A crypto arbitrage bot continuously monitors price data from multiple exchanges at the same time. It looks for situations where the price difference is large enough to cover trading fees, withdrawal costs, and potential slippage. When the bot detects a suitable gap, it executes buy and sell orders according to its programmed rules. Some bots work across different exchanges, while others operate within the same exchange using different trading pairs. Speed is critical. Price gaps can disappear in seconds. Bots rely on fast data feeds and automated execution to act before human traders can respond. However, identifying a gap does not guarantee a profitable trade.

Real Market Challenges That Reduce Arbitrage Profits

In real market conditions, many factors limit how effective arbitrage bots can be. Fees are one of the biggest challenges. Trading fees, withdrawal fees, and network fees can quickly eat into small price differences.

Execution delays are another issue. Even if a bot spots a gap, orders may not fill at the expected price due to limited liquidity. By the time the trade executes, the price may have already changed. Withdrawal and deposit times also matter. On-chain transfers are not instant, and delays can expose traders to price movements during settlement. These risks are often underestimated when looking at arbitrage in theory.

Competition and the Shrinking Window of Opportunity

Crypto arbitrage is no longer a hidden strategy. Many professional traders and institutions use automated systems to exploit price differences. As a result, competition is intense. When multiple bots target the same price gap, the opportunity disappears faster. This competition reduces the size and frequency of profitable gaps, especially on major exchanges with high liquidity. In today’s market, most easy arbitrage opportunities are short-lived and difficult to access without advanced infrastructure. This reality makes consistent arbitrage profits harder than many beginners expect.

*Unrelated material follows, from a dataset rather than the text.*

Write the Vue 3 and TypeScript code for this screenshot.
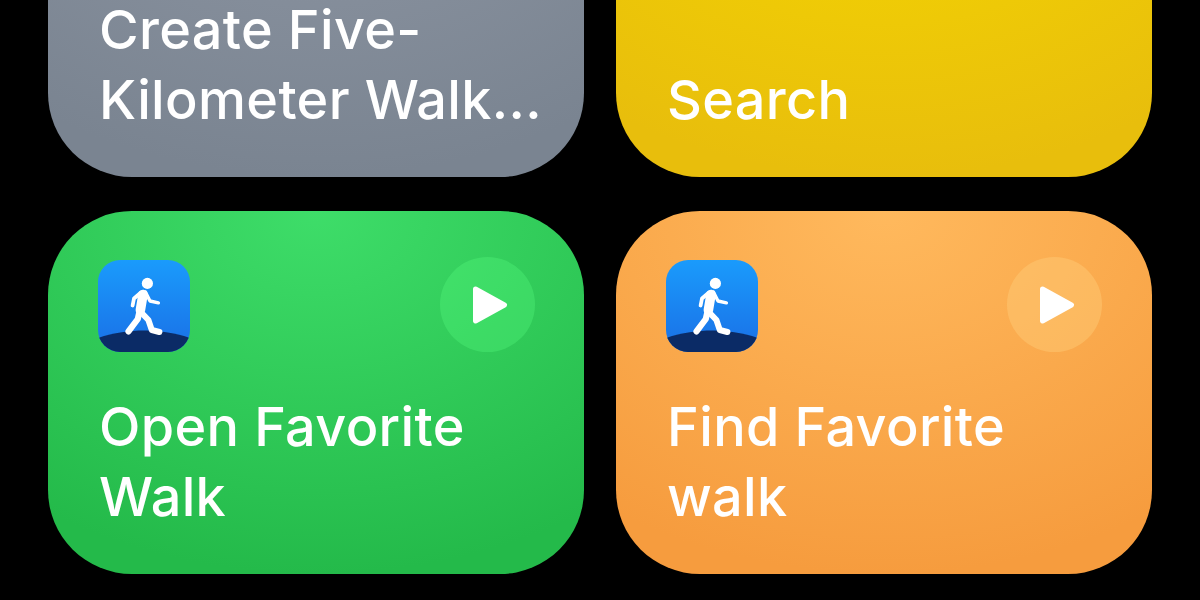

Risk Management in Arbitrage Bot Trading

While arbitrage is often described as low risk, it is not risk-free. Market conditions can change suddenly, exchanges can experience outages, and liquidity can vanish without warning. A crypto arbitrage bot must include strict risk management rules. These may involve limiting trade size, setting minimum profit thresholds, and avoiding trades during extreme volatility. Without these controls, a single failed trade can wipe out gains from multiple successful ones. Risk management also includes knowing when not to trade. Some market conditions simply do not support safe arbitrage execution, no matter how attractive the price gap looks.

Different Types of Arbitrage Bots and Their Effectiveness

Not all arbitrage bots work the same way. Simple cross-exchange bots focus on buying and selling across platforms. More advanced bots use triangular arbitrage within a single exchange, moving between multiple trading pairs. Each approach has advantages and limitations. Cross-exchange arbitrage offers clearer price gaps but faces transfer delays. Intra-exchange arbitrage avoids transfers but relies on complex price relationships that may not always hold. Effectiveness depends on market structure, liquidity, and execution speed. No single arbitrage model works equally well in all conditions.

Can Arbitrage Bots Still Work for Traders Today?

Crypto arbitrage bots can still take advantage of price gaps, but success is far from guaranteed. Profitable opportunities exist, but they are smaller, rarer, and more competitive than in the past.

Bots perform best when used by traders who understand market mechanics, costs, and limitations. Expecting effortless profits leads to disappointment. Arbitrage today requires careful planning, constant monitoring, and realistic expectations. For many traders, arbitrage bots serve better as learning tools or supplementary strategies rather than primary income sources.

Final Thoughts

Crypto arbitrage bot can take advantage of price gaps, but only under the right conditions. While automation helps with speed and discipline, real market factors such as fees, liquidity, competition, and execution delays significantly reduce potential profits. Arbitrage is no longer an easy opportunity, but a specialized strategy that demands technical understanding and careful risk management. Traders who approach crypto arbitrage bots with realistic expectations and strong oversight are more likely to benefit. In modern crypto markets, success comes not from finding price gaps alone, but from understanding everything that happens around them.